Aim
Restate the material word for word and leave out anything that is a picture.

Source excerpt

□ □ □ □

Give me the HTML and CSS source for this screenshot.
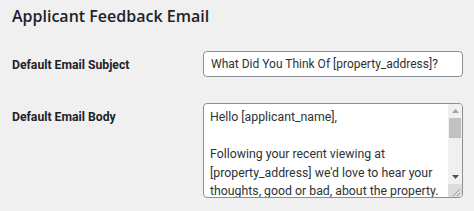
FILE: index.html
```html
<!DOCTYPE html>
<html lang="en">
  <head>
    <meta charset="UTF-8" />
    <meta name="viewport" content="width=device-width, initial-scale=1.0" />
    <title>Applicant Feedback Email</title>
    <link rel="stylesheet" href="styles.css">
  </head>
  <body>
    <div class="wrap">
      <h2 class="section-title">Applicant Feedback Email</h2>

      <div class="form-row row-subject">
        <label class="form-label" for="email-subject">Default Email Subject</label>
        <div class="form-field">
          <input type="text" id="email-subject" class="text-input" value="What Did You Think Of [property_address]?">
        </div>
      </div>

      <div class="form-row row-body">
        <label class="form-label" for="email-body">Default Email Body</label>
        <div class="form-field">
          <div class="textarea-box">
            <textarea id="email-body" class="text-area" rows="5">Hello [applicant_name],

Following your recent viewing at [property_address] we'd love to hear your thoughts, good or bad, about the property.

Kind regards,
The team</textarea>
            <!-- fake windows-style scrollbar -->
            <div class="scrollbar">
              <span class="scroll-btn">
                <svg width="7" height="4" viewBox="0 0 7 4"><path d="M0 4 L3.5 0 L7 4 Z" fill="#a3a3a3"/></svg>
              </span>
              <span class="scroll-thumb"></span>
              <span class="scroll-track"></span>
              <span class="scroll-btn">
                <svg width="7" height="4" viewBox="0 0 7 4"><path d="M0 0 L7 0 L3.5 4 Z" fill="#505050"/></svg>
              </span>
              <span class="scroll-corner">
                <svg width="13" height="13" viewBox="0 0 13 13"><path d="M12 5 L5 12 M12 9 L9 12" stroke="#9a9a9a" stroke-width="1"/></svg>
              </span>
            </div>
          </div>
        </div>
      </div>
    </div>
  </body>
</html>
```

FILE: styles.css
```css
* {
  margin: 0;
  padding: 0;
  box-sizing: border-box;
}

body {
  background-color: #f0f0f1;
  color: #1d2327;
  font-family: Roboto, "Open Sans", sans-serif;
  font-size: 12px;
}

.wrap {
  padding: 0 11px 0 12px;
}

.section-title {
  font-family: "Open Sans", sans-serif;
  font-size: 16px;
  font-weight: 600;
  color: #1d2327;
  padding-top: 4px;
  line-height: 24px;
}

.form-row {
  display: flex;
  align-items: flex-start;
}

.form-label {
  width: 191px;
  font-weight: 700;
  font-size: 12.2px;
  line-height: 20px;
  color: #1d2327;
}

.form-field {
  flex: 1;
}

.row-subject {
  margin-top: 23px;
}

.row-subject .form-label {
  padding-top: 4px;
}

.row-body {
  margin-top: 26px;
}

.row-body .form-label {
  padding-top: 4px;
}

.text-input,
.textarea-box {
  width: 260px;
  border: 1px solid #8c8f94;
  border-radius: 4px;
  background-color: #fff;
}

.text-input,
.text-area {
  color: #2c3338;
  font-family: Roboto, "Open Sans", sans-serif;
  font-size: 12px;
}

.text-area {
  font-size: 12.3px;
}

.text-input {
  display: block;
  height: 26px;
  padding: 0 7px;
  line-height: 24px;
}

.textarea-box {
  position: relative;
  height: 95px;
  overflow: hidden;
}

.text-area {
  display: block;
  width: 100%;
  height: 100%;
  border: none;
  background: transparent;
  padding: 4px 14px 3px 6px;
  line-height: 18.5px;
  resize: none;
  overflow: hidden;
  outline: none;
}

.scrollbar {
  position: absolute;
  top: 0;
  right: 0;
  width: 14px;
  height: 100%;
  background-color: #f0f0f0;
  display: flex;
  flex-direction: column;
}

.scroll-btn {
  height: 14px;
  display: flex;
  align-items: center;
  justify-content: center;
}

.scroll-thumb {
  height: 20px;
  margin: 0 1px;
  background-color: #c1c1c1;
}

.scroll-track {
  flex: 1;
}

.scroll-corner {
  height: 13px;
  background-color: #dcdcdc;
  display: flex;
}
```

□ □ □ □

The result
Give me the HTML and CSS source for this screenshot.
FILE: index.html
```html
<!DOCTYPE html>
<html lang="en">
  <head>
    <meta charset="UTF-8" />
    <meta name="viewport" content="width=device-width, initial-scale=1.0" />
    <title>Applicant Feedback Email</title>
    <link rel="stylesheet" href="styles.css">
  </head>
  <body>
    <div class="wrap">
      <h2 class="section-title">Applicant Feedback Email</h2>

      <div class="form-row row-subject">
        <label class="form-label" for="email-subject">Default Email Subject</label>
        <div class="form-field">
          <input type="text" id="email-subject" class="text-input" value="What Did You Think Of [property_address]?">
        </div>
      </div>

      <div class="form-row row-body">
        <label class="form-label" for="email-body">Default Email Body</label>
        <div class="form-field">
          <div class="textarea-box">
            <textarea id="email-body" class="text-area" rows="5">Hello [applicant_name],

Following your recent viewing at [property_address] we'd love to hear your thoughts, good or bad, about the property.

Kind regards,
The team</textarea>
            <!-- fake windows-style scrollbar -->
            <div class="scrollbar">
              <span class="scroll-btn">
                <svg width="7" height="4" viewBox="0 0 7 4"><path d="M0 4 L3.5 0 L7 4 Z" fill="#a3a3a3"/></svg>
              </span>
              <span class="scroll-thumb"></span>
              <span class="scroll-track"></span>
              <span class="scroll-btn">
                <svg width="7" height="4" viewBox="0 0 7 4"><path d="M0 0 L7 0 L3.5 4 Z" fill="#505050"/></svg>
              </span>
              <span class="scroll-corner">
                <svg width="13" height="13" viewBox="0 0 13 13"><path d="M12 5 L5 12 M12 9 L9 12" stroke="#9a9a9a" stroke-width="1"/></svg>
              </span>
            </div>
          </div>
        </div>
      </div>
    </div>
  </body>
</html>
```

FILE: styles.css
```css
* {
  margin: 0;
  padding: 0;
  box-sizing: border-box;
}

body {
  background-color: #f0f0f1;
  color: #1d2327;
  font-family: Roboto, "Open Sans", sans-serif;
  font-size: 12px;
}

.wrap {
  padding: 0 11px 0 12px;
}

.section-title {
  font-family: "Open Sans", sans-serif;
  font-size: 16px;
  font-weight: 600;
  color: #1d2327;
  padding-top: 4px;
  line-height: 24px;
}

.form-row {
  display: flex;
  align-items: flex-start;
}

.form-label {
  width: 191px;
  font-weight: 700;
  font-size: 12.2px;
  line-height: 20px;
  color: #1d2327;
}

.form-field {
  flex: 1;
}

.row-subject {
  margin-top: 23px;
}

.row-subject .form-label {
  padding-top: 4px;
}

.row-body {
  margin-top: 26px;
}

.row-body .form-label {
  padding-top: 4px;
}

.text-input,
.textarea-box {
  width: 260px;
  border: 1px solid #8c8f94;
  border-radius: 4px;
  background-color: #fff;
}

.text-input,
.text-area {
  color: #2c3338;
  font-family: Roboto, "Open Sans", sans-serif;
  font-size: 12px;
}

.text-area {
  font-size: 12.3px;
}

.text-input {
  display: block;
  height: 26px;
  padding: 0 7px;
  line-height: 24px;
}

.textarea-box {
  position: relative;
  height: 95px;
  overflow: hidden;
}

.text-area {
  display: block;
  width: 100%;
  height: 100%;
  border: none;
  background: transparent;
  padding: 4px 14px 3px 6px;
  line-height: 18.5px;
  resize: none;
  overflow: hidden;
  outline: none;
}

.scrollbar {
  position: absolute;
  top: 0;
  right: 0;
  width: 14px;
  height: 100%;
  background-color: #f0f0f0;
  display: flex;
  flex-direction: column;
}

.scroll-btn {
  height: 14px;
  display: flex;
  align-items: center;
  justify-content: center;
}

.scroll-thumb {
  height: 20px;
  margin: 0 1px;
  background-color: #c1c1c1;
}

.scroll-track {
  flex: 1;
}

.scroll-corner {
  height: 13px;
  background-color: #dcdcdc;
  display: flex;
}
```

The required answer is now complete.